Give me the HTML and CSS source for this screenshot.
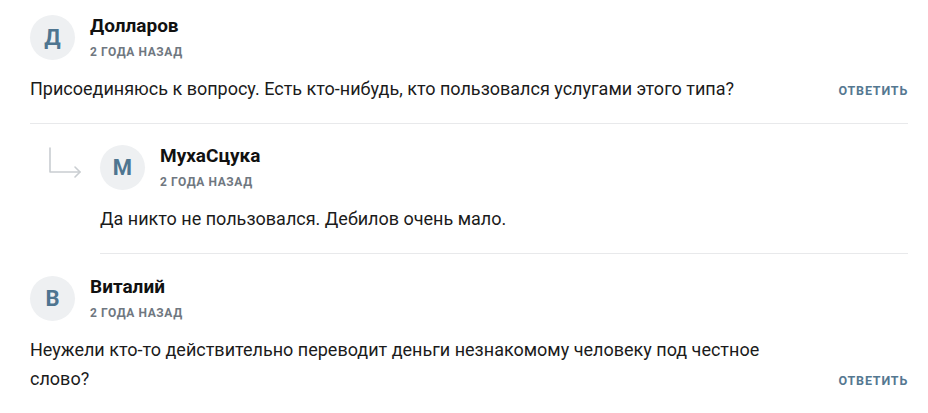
FILE: index.html
```html
<!DOCTYPE html>
<html lang="ru">
<head>
<meta charset="utf-8">
<link rel="stylesheet" href="styles.css">
</head>
<body>
<div class="comments">
  <div class="comment">
    <div class="head">
      <div class="avatar">Д</div>
      <div class="meta">
        <div class="name">Долларов</div>
        <div class="date">2 года назад</div>
      </div>
    </div>
    <div class="body">
      <p class="text">Присоединяюсь к вопросу. Есть кто-нибудь, кто пользовался услугами этого типа?</p>
      <span class="reply-btn">Ответить</span>
    </div>
  </div>
  <div class="reply">
    <svg class="reply-icon" width="34" height="34" viewBox="0 0 34 34" fill="none" stroke="#c9cdd1" stroke-width="1.6" stroke-linecap="round" stroke-linejoin="round">
      <path d="M2 2 V26 H32"/>
      <path d="M27 21 L32 26 L27 31"/>
    </svg>
    <div class="reply-main">
      <div class="comment nested">
        <div class="head">
          <div class="avatar">М</div>
          <div class="meta">
            <div class="name">МухаСцука</div>
            <div class="date">2 года назад</div>
          </div>
        </div>
        <div class="body">
          <p class="text">Да никто не пользовался. Дебилов очень мало.</p>
        </div>
      </div>
    </div>
  </div>
  <div class="comment last">
    <div class="head">
      <div class="avatar">В</div>
      <div class="meta">
        <div class="name">Виталий</div>
        <div class="date">2 года назад</div>
      </div>
    </div>
    <div class="body">
      <p class="text">Неужели кто-то действительно переводит деньги незнакомому человеку под честное слово?</p>
      <span class="reply-btn">Ответить</span>
    </div>
  </div>
</div>
</body>
</html>
```
FILE: styles.css
```css
* { box-sizing: border-box; }
html, body { margin: 0; padding: 0; background: #fff; }
body {
  font-family: Roboto, "Liberation Sans", Arial, sans-serif;
  color: #1b1b1b;
}
.comments {
  padding: 15px 20px 0 30px;
  width: 928px;
}
.comment {
  padding-bottom: 18px;
  border-bottom: 1px solid #e8e9eb;
}
.comment.last { border-bottom: none; padding-top: 22px; }
.head {
  display: flex;
  align-items: center;
  gap: 15px;
}
.avatar {
  width: 45px;
  height: 45px;
  border-radius: 50%;
  background: #eef0f2;
  color: #4e7590;
  font-weight: 700;
  font-size: 22px;
  display: flex;
  align-items: center;
  justify-content: center;
  flex: none;
}
.meta {
  display: flex;
  flex-direction: column;
  gap: 8px;
  margin-top: -2px;
}
.name {
  font-size: 19px;
  font-weight: 700;
  color: #111;
  line-height: 22px;
}
.date {
  font-size: 12px;
  font-weight: 700;
  text-transform: uppercase;
  letter-spacing: 0.6px;
  color: #6f7780;
  line-height: 14px;
}
.body {
  display: flex;
  align-items: last baseline;
  justify-content: space-between;
  margin-top: 14px;
}
.text {
  margin: 0;
  font-size: 18px;
  line-height: 29px;
  max-width: 760px;
}
.reply-btn {
  font-size: 12.5px;
  font-weight: 700;
  text-transform: uppercase;
  letter-spacing: 0.8px;
  color: #557891;
  line-height: 29px;
  flex: none;
}
.reply {
  display: flex;
  padding-top: 21px;
}
.reply-icon {
  flex: none;
  margin-left: 18px;
  margin-top: 1px;
  width: 34px;
  height: 34px;
}
.reply-main {
  flex: 1;
  margin-left: 18px;
}
.comment.nested {
  padding-bottom: 20px;
}
```
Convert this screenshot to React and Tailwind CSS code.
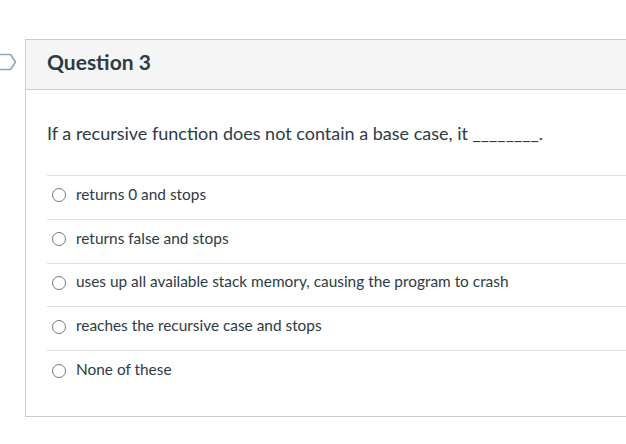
import React from 'react';

const answers = [
  'returns 0 and stops',
  'returns false and stops',
  'uses up all available stack memory, causing the program to crash',
  'reaches the recursive case and stops',
  'None of these',
];

export default function App() {
  return (
    <div className="w-[626px] h-[444px] bg-white overflow-hidden relative" style={{ fontFamily: 'Lato, "Open Sans", sans-serif' }}>
      {/* bookmark flag */}
      <svg className="absolute left-0 top-[53px]" width="18" height="18" viewBox="0 0 18 18">
        <path d="M-2 1.5 H10.5 L15.5 9 L10.5 16.5 H-2" fill="none" stroke="#8ea7bd" strokeWidth="1.6" strokeLinejoin="round" />
      </svg>

      <div className="ml-[25px] mt-[39px] w-[640px] border border-[#c7cdd1] border-r-0">
        <div className="h-[50px] bg-[#f5f5f5] border-b border-[#c7cdd1] flex items-center pl-[21px] pb-[7px]">
          <h2 className="text-[21px] font-bold text-[#2d3b45] leading-none">Question 3</h2>
        </div>
        <div className="pl-[21px] pt-[32px] pb-[22px]">
          <p className="text-[18px] text-[#2d3b45] leading-[22px]">
            If a recursive function does not contain a base case, it ________.
          </p>
          <div className="mt-[31px]">
            {answers.map(a => (
              <div key={a} className="h-[43.8px] border-t border-[#dde0e2] flex items-center pl-[5px] pb-[4px]">
                <span className="w-[14px] h-[14px] rounded-full border border-[#707b84] bg-white shrink-0" />
                <span className="ml-[10px] text-[15.4px] text-[#2d3b45] relative -top-[1px]">{a}</span>
              </div>
            ))}
          </div>
        </div>
      </div>
    </div>
  );
}
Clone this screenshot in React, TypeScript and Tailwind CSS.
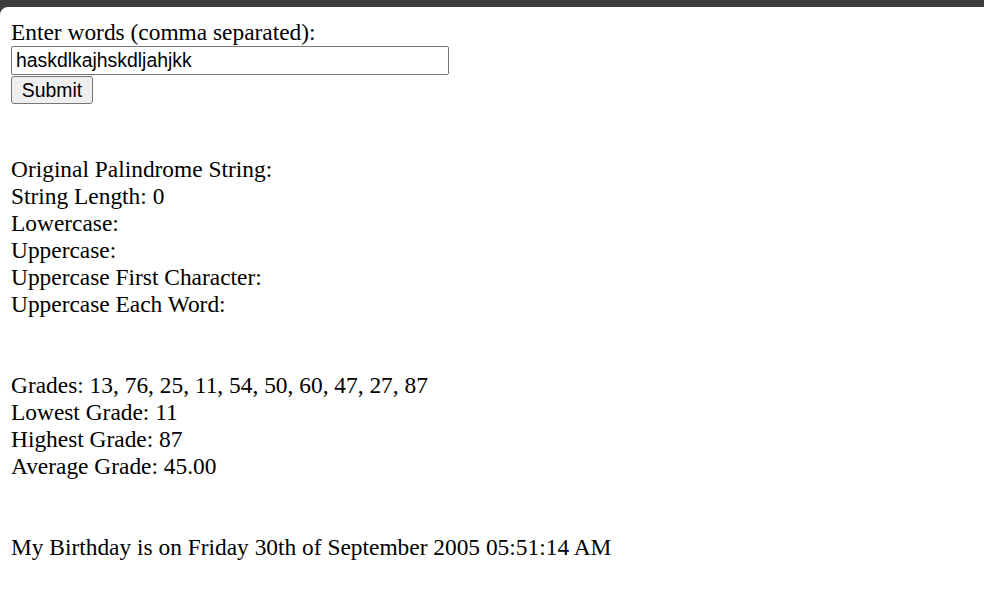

+ + + + + + +

* Written request
Print all the records again exactly; do not include any picture.

* Answer to this task
Give me the HTML and CSS source for this screenshot.
FILE: index.html
```html
<!DOCTYPE html>
<html lang="ru">
<head>
<meta charset="utf-8">
<link rel="stylesheet" href="styles.css">
</head>
<body>
<div class="comments">
  <div class="comment">
    <div class="head">
      <div class="avatar">Д</div>
      <div class="meta">
        <div class="name">Долларов</div>
        <div class="date">2 года назад</div>
      </div>
    </div>
    <div class="body">
      <p class="text">Присоединяюсь к вопросу. Есть кто-нибудь, кто пользовался услугами этого типа?</p>
      <span class="reply-btn">Ответить</span>
    </div>
  </div>
  <div class="reply">
    <svg class="reply-icon" width="34" height="34" viewBox="0 0 34 34" fill="none" stroke="#c9cdd1" stroke-width="1.6" stroke-linecap="round" stroke-linejoin="round">
      <path d="M2 2 V26 H32"/>
      <path d="M27 21 L32 26 L27 31"/>
    </svg>
    <div class="reply-main">
      <div class="comment nested">
        <div class="head">
          <div class="avatar">М</div>
          <div class="meta">
            <div class="name">МухаСцука</div>
            <div class="date">2 года назад</div>
          </div>
        </div>
        <div class="body">
          <p class="text">Да никто не пользовался. Дебилов очень мало.</p>
        </div>
      </div>
    </div>
  </div>
  <div class="comment last">
    <div class="head">
      <div class="avatar">В</div>
      <div class="meta">
        <div class="name">Виталий</div>
        <div class="date">2 года назад</div>
      </div>
    </div>
    <div class="body">
      <p class="text">Неужели кто-то действительно переводит деньги незнакомому человеку под честное слово?</p>
      <span class="reply-btn">Ответить</span>
    </div>
  </div>
</div>
</body>
</html>
```
FILE: styles.css
```css
* { box-sizing: border-box; }
html, body { margin: 0; padding: 0; background: #fff; }
body {
  font-family: Roboto, "Liberation Sans", Arial, sans-serif;
  color: #1b1b1b;
}
.comments {
  padding: 15px 20px 0 30px;
  width: 928px;
}
.comment {
  padding-bottom: 18px;
  border-bottom: 1px solid #e8e9eb;
}
.comment.last { border-bottom: none; padding-top: 22px; }
.head {
  display: flex;
  align-items: center;
  gap: 15px;
}
.avatar {
  width: 45px;
  height: 45px;
  border-radius: 50%;
  background: #eef0f2;
  color: #4e7590;
  font-weight: 700;
  font-size: 22px;
  display: flex;
  align-items: center;
  justify-content: center;
  flex: none;
}
.meta {
  display: flex;
  flex-direction: column;
  gap: 8px;
  margin-top: -2px;
}
.name {
  font-size: 19px;
  font-weight: 700;
  color: #111;
  line-height: 22px;
}
.date {
  font-size: 12px;
  font-weight: 700;
  text-transform: uppercase;
  letter-spacing: 0.6px;
  color: #6f7780;
  line-height: 14px;
}
.body {
  display: flex;
  align-items: last baseline;
  justify-content: space-between;
  margin-top: 14px;
}
.text {
  margin: 0;
  font-size: 18px;
  line-height: 29px;
  max-width: 760px;
}
.reply-btn {
  font-size: 12.5px;
  font-weight: 700;
  text-transform: uppercase;
  letter-spacing: 0.8px;
  color: #557891;
  line-height: 29px;
  flex: none;
}
.reply {
  display: flex;
  padding-top: 21px;
}
.reply-icon {
  flex: none;
  margin-left: 18px;
  margin-top: 1px;
  width: 34px;
  height: 34px;
}
.reply-main {
  flex: 1;
  margin-left: 18px;
}
.comment.nested {
  padding-bottom: 20px;
}
```
Convert this screenshot to React and Tailwind CSS code.
import React from 'react';

const answers = [
  'returns 0 and stops',
  'returns false and stops',
  'uses up all available stack memory, causing the program to crash',
  'reaches the recursive case and stops',
  'None of these',
];

export default function App() {
  return (
    <div className="w-[626px] h-[444px] bg-white overflow-hidden relative" style={{ fontFamily: 'Lato, "Open Sans", sans-serif' }}>
      {/* bookmark flag */}
      <svg className="absolute left-0 top-[53px]" width="18" height="18" viewBox="0 0 18 18">
        <path d="M-2 1.5 H10.5 L15.5 9 L10.5 16.5 H-2" fill="none" stroke="#8ea7bd" strokeWidth="1.6" strokeLinejoin="round" />
      </svg>

      <div className="ml-[25px] mt-[39px] w-[640px] border border-[#c7cdd1] border-r-0">
        <div className="h-[50px] bg-[#f5f5f5] border-b border-[#c7cdd1] flex items-center pl-[21px] pb-[7px]">
          <h2 className="text-[21px] font-bold text-[#2d3b45] leading-none">Question 3</h2>
        </div>
        <div className="pl-[21px] pt-[32px] pb-[22px]">
          <p className="text-[18px] text-[#2d3b45] leading-[22px]">
            If a recursive function does not contain a base case, it ________.
          </p>
          <div className="mt-[31px]">
            {answers.map(a => (
              <div key={a} className="h-[43.8px] border-t border-[#dde0e2] flex items-center pl-[5px] pb-[4px]">
                <span className="w-[14px] h-[14px] rounded-full border border-[#707b84] bg-white shrink-0" />
                <span className="ml-[10px] text-[15.4px] text-[#2d3b45] relative -top-[1px]">{a}</span>
              </div>
            ))}
          </div>
        </div>
      </div>
    </div>
  );
}
Clone this screenshot in React, TypeScript and Tailwind CSS.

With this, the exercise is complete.